Bake for 1 1/2 to 1 3/4 hours, or until the top of the quiche is browned and the custard is set when the pan is jiggled. Remove and let cool to room temp on a cooling rack. Refrigerate until chilled, at least one day, up to 3 days. Once the quiche is thoroughly chilled, scrape away the excess crust from the top edge of the quiche. Set the quiche down and carefully lift off the ring. Preheat the oven to 375F. Line a baking sheet with parchment. Using a serrated knife, carefully cut the quiche into 8 pieces. Place the pieces on a baking sheet and reheat for 15 minutes, or until hot throughout. Serve immediately.
Ok, you win. I will try this recipe. I agree that in theory, quiche is a marvelous idea. What’s the worst that can happen? For the first time ever I hate something you concocted? Not likely. 🙂
You don’t have to like it. But you might be surprised.
Amazing looking quiche. I know that the ring mold is ESSENTIAL; however, I am going to try with a springform pan anyway to see if it can be successful! I will post my results.
How did you cook your leeks before putting them in the quiche; sauteed or boiled?
Thanks for the comment, Lauren! For this, we followed Thomas Keller’s leek and blue cheese recipe in his Bouchon cookbook and boiled chopped leeks in salted water for 5 minutes.
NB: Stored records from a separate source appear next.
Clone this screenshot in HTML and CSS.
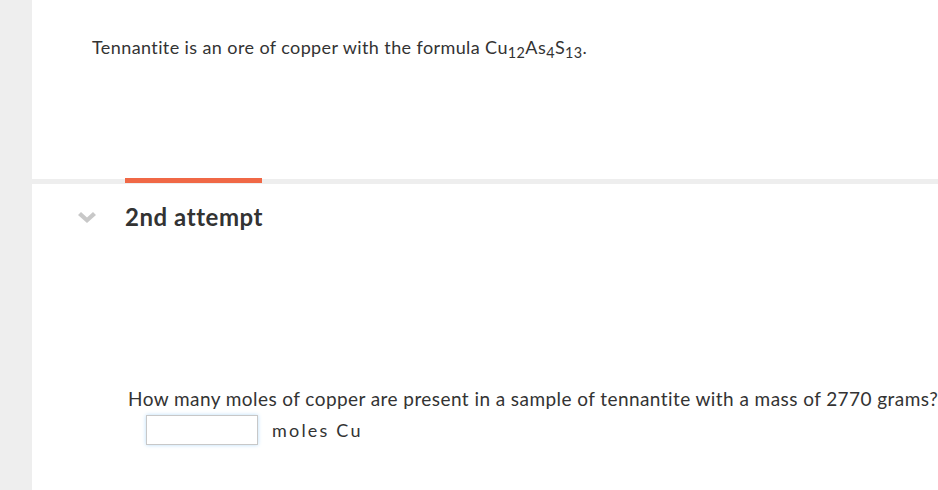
FILE: index.html
```html
<!DOCTYPE html>
<html lang="en">

<head>
    <meta charset="UTF-8">
    <meta name="viewport" content="width=device-width, initial-scale=1.0">
    <title>Tennantite</title>
    <link rel="stylesheet" href="styles.css">
</head>

<body>
    <div class="page">
        <div class="sidebar"></div>
        <div class="content">
            <!-- Problem intro -->
            <div class="intro">
                <p>Tennantite is an ore of copper with the formula Cu<sub>12</sub>As<sub>4</sub>S<sub>13</sub>.</p>
            </div>

            <!-- Attempt -->
            <div class="attempt">
                <div class="attempt-tab"></div>
                <div class="attempt-header">
                    <svg class="chevron" width="18" height="11" viewBox="0 0 18 11">
                        <polygon points="0,3 3,0 9,5.5 15,0 18,3 9,11" fill="#c8c8c8" />
                    </svg>
                    <h2>2nd attempt</h2>
                </div>
                <div class="question">
                    <p>How many moles of copper are present in a sample of tennantite with a mass of 2770 grams?</p>
                    <div class="answer">
                        <input type="text" class="answer-input">
                        <span class="unit">moles Cu</span>
                    </div>
                </div>
            </div>
        </div>
    </div>
</body>
</html>
```

FILE: styles.css
```css
body {
    margin: 0;
    font-family: Lato, "Open Sans", sans-serif;
    color: #333;
    background-color: #fff;
}

.page {
    display: flex;
    height: 490px;
    overflow: hidden;
}

.sidebar {
    width: 32px;
    flex-shrink: 0;
    background-color: #eee;
}

.content {
    flex: 1;
    min-width: 0;
}

.intro {
    height: 179px;
    padding-left: 60px;
    box-sizing: border-box;
}

.intro p {
    margin: 0;
    padding-top: 36px;
    font-size: 18px;
    letter-spacing: 0.4px;
    white-space: nowrap;
}

sub {
    font-size: 0.8em;
    vertical-align: -0.3em;
    line-height: 0;
    letter-spacing: 0.4px;
}

.attempt {
    position: relative;
    border-top: 5px solid #eee;
}

.attempt-tab {
    position: absolute;
    left: 93px;
    top: -6px;
    width: 137px;
    height: 5px;
    background-color: #f06846;
}

.attempt-header {
    display: flex;
    align-items: center;
    height: 64px;
}

.chevron {
    margin-left: 46px;
    margin-right: 29px;
    margin-top: 2px;
}

.attempt-header h2 {
    margin: 0;
    font-size: 24px;
    font-weight: bold;
    letter-spacing: 0.55px;
}

.question {
    padding-left: 96px;
    padding-top: 139px;
}

.question p {
    margin: 0;
    font-size: 19px;
    letter-spacing: 0.43px;
    white-space: nowrap;
}

.answer {
    display: flex;
    align-items: center;
    margin-top: 5px;
    padding-left: 18px;
}

.answer-input {
    width: 112px;
    height: 30px;
    box-sizing: border-box;
    border: 1px solid #c8c8c8;
    box-shadow: 0 0 4px #b8dcf8;
    outline: none;
    margin: 0 14px 0 0;
}

.unit {
    font-size: 18px;
    letter-spacing: 2.2px;
}
```
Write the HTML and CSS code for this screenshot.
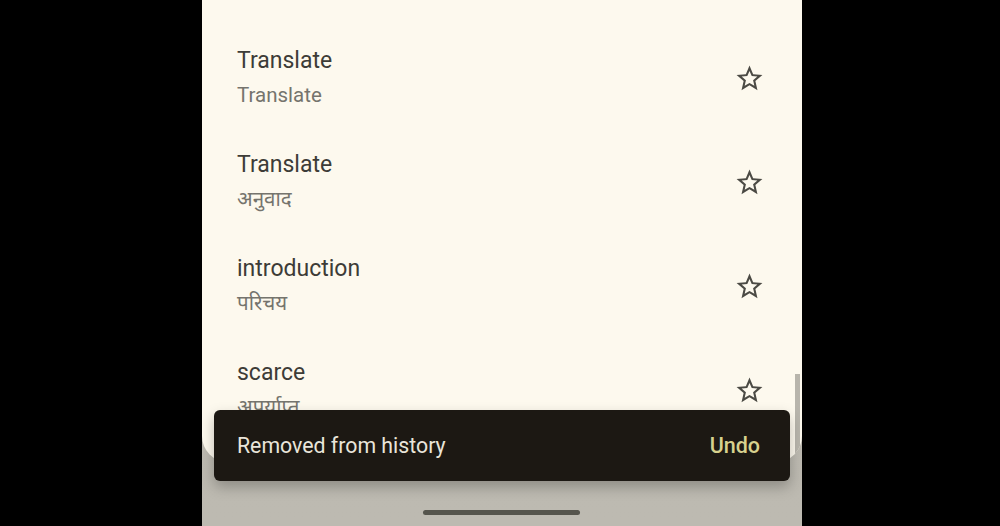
FILE: index.html
```html
<!DOCTYPE html>
<html lang="en">
<head>
  <meta charset="UTF-8" />
  <meta name="viewport" content="width=device-width, initial-scale=1.0" />
  <title>History</title>
  <link rel="stylesheet" href="styles.css">
</head>
<body>
  <div class="screen">
    <div class="sheet">
      <ul class="history">
        <li class="entry">
          <div class="words">
            <span class="source">hello</span>
            <span class="target">नमस्ते</span>
          </div>
        </li>
        <li class="entry">
          <div class="words">
            <span class="source">Translate</span>
            <span class="target">Translate</span>
          </div>
          <svg class="star" viewBox="0 0 24 24"><path d="M22 9.24l-7.19-.62L12 2 9.19 8.63 2 9.24l5.46 4.73L5.82 21 12 17.27 18.18 21l-1.63-7.03L22 9.24zM12 15.4l-3.76 2.27 1-4.28-3.32-2.88 4.38-.38L12 6.1l1.71 4.04 4.38.38-3.32 2.88 1 4.28L12 15.4z"/></svg>
        </li>
        <li class="entry">
          <div class="words">
            <span class="source">Translate</span>
            <span class="target">अनुवाद</span>
          </div>
          <svg class="star" viewBox="0 0 24 24"><path d="M22 9.24l-7.19-.62L12 2 9.19 8.63 2 9.24l5.46 4.73L5.82 21 12 17.27 18.18 21l-1.63-7.03L22 9.24zM12 15.4l-3.76 2.27 1-4.28-3.32-2.88 4.38-.38L12 6.1l1.71 4.04 4.38.38-3.32 2.88 1 4.28L12 15.4z"/></svg>
        </li>
        <li class="entry">
          <div class="words">
            <span class="source">introduction</span>
            <span class="target">परिचय</span>
          </div>
          <svg class="star" viewBox="0 0 24 24"><path d="M22 9.24l-7.19-.62L12 2 9.19 8.63 2 9.24l5.46 4.73L5.82 21 12 17.27 18.18 21l-1.63-7.03L22 9.24zM12 15.4l-3.76 2.27 1-4.28-3.32-2.88 4.38-.38L12 6.1l1.71 4.04 4.38.38-3.32 2.88 1 4.28L12 15.4z"/></svg>
        </li>
        <li class="entry">
          <div class="words">
            <span class="source">scarce</span>
            <span class="target">अपर्याप्त</span>
          </div>
          <svg class="star" viewBox="0 0 24 24"><path d="M22 9.24l-7.19-.62L12 2 9.19 8.63 2 9.24l5.46 4.73L5.82 21 12 17.27 18.18 21l-1.63-7.03L22 9.24zM12 15.4l-3.76 2.27 1-4.28-3.32-2.88 4.38-.38L12 6.1l1.71 4.04 4.38.38-3.32 2.88 1 4.28L12 15.4z"/></svg>
        </li>
      </ul>
      <div class="scrollbar"></div>
    </div>

    <div class="snackbar">
      <span>Removed from history</span>
      <button class="undo">Undo</button>
    </div>

    <div class="gesture-bar"></div>
  </div>
</body>
</html>
```

FILE: styles.css
```css
body {
  margin: 0;
  background: #000;
  font-family: Roboto, "Noto Sans", "Noto Sans Devanagari", "Lohit Devanagari", sans-serif;
  height: 526px;
  overflow: hidden;
}
.screen {
  position: relative;
  width: 600px;
  height: 526px;
  margin-left: 202px;
  background: linear-gradient(#a9a69d, #bbb8af 30px, #bdbab1);
  overflow: hidden;
}
.sheet {
  position: relative;
  height: 462px;
  background: #fdf9ee;
  border-radius: 0 0 26px 26px;
  overflow: hidden;
}
.history {
  list-style: none;
  margin: -79px 0 0;
  padding: 0;
}
.entry {
  height: 104px;
  display: flex;
  align-items: center;
  justify-content: space-between;
  padding: 0 37px 0 35px;
}
.words {
  display: flex;
  flex-direction: column;
  gap: 7px;
}
.source {
  font-size: 23px;
  line-height: 28px;
  color: #3d3c37;
}
.target {
  font-size: 20.5px;
  line-height: 26px;
  color: #75746d;
}
.star {
  width: 31px;
  height: 31px;
  fill: #4b4a44;
  margin-top: 2px;
}
.scrollbar {
  position: absolute;
  right: 2px;
  top: 374px;
  width: 5px;
  height: 88px;
  background: #b8b5ac;
}
.snackbar {
  position: absolute;
  left: 12px;
  right: 12px;
  top: 410px;
  height: 71px;
  box-sizing: border-box;
  padding: 0 30px 0 23px;
  display: flex;
  align-items: center;
  justify-content: space-between;
  background: #1c1813;
  border-radius: 6px;
  box-shadow: 0 6px 14px rgba(0, 0, 0, 0.25);
  color: #e9e5da;
  font-size: 21.3px;
}
.undo {
  background: none;
  border: none;
  padding: 0;
  font-family: inherit;
  font-size: 21.5px;
  font-weight: 500;
  color: #d7d18e;
}
.gesture-bar {
  position: absolute;
  left: 221px;
  top: 510px;
  width: 157px;
  height: 5px;
  border-radius: 3px;
  background: #56554d;
}
```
Then, we removed them, spread them out on paper towels to cool, and then squeezed out the excess water – that’s it! Good luck with the springform pan – I think it should work fine. You might have a bit of trouble removing the ring with the crust laying over the edges of the pan, but I think if you trim it away from the pan after it’s all baked, it should be fine. Just make sure you put the springform on a rimmed baking sheet, because despite our VERY best efforts, we always have a little leakage!